For advocates of fiscal restraint, there are some historical green shoots to note. In June 1946, Congress opted to decrease the limit by 8 percent ($25 billion). Congress lowered the limit five times over its history, the last time being June 1963.
Adjusted as a percentage of American GDP, the debt ceiling has had a more volatile trajectory. Of note is that it fell for a prolonged period. After peaking during World War II at 132 percent of GDP, it fell continuously until bottoming at 32 percent in 1974, for a total decline of 76 percent.
It is not a coincidence that this period of fiscal restraint in the United States coincided with the Bretton Woods period. Although not perfect, the forcing of the redeemability of the US dollar into gold by the other major world powers hampered the US profligacy. Unable to take on more debt without consequence, the postwar period of economic growth eroded the relative value of the existing debt.
The Department of the Treasury claims on its website that
[f]ailing to increase the debt limit would have catastrophic economic consequences. It would cause the government to default on its legal obligations—an unprecedented event in American history. That would precipitate another financial crisis and threaten the jobs and savings of everyday Americans—putting the United States right back in a deep economic hole, just as the country is recovering from the recent recession.

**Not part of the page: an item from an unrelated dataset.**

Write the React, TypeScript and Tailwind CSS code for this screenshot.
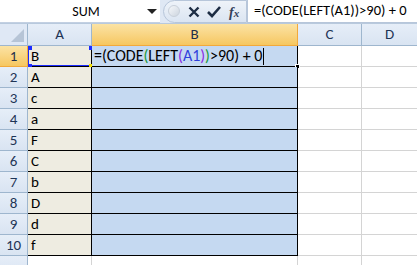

The postwar period of economic growth is one of the strongest in US history. There are many reasons why this was the case but keeping the government at bay is one of the strongest ones. The debt ceiling served an important historical purpose. It continues to serve this purpose today. Raising it without limit is not necessary and sets a dangerous signal that fiscal restraint is no longer necessary. With the ceiling higher today than any time since World War II, the country needs that restraint now more than ever.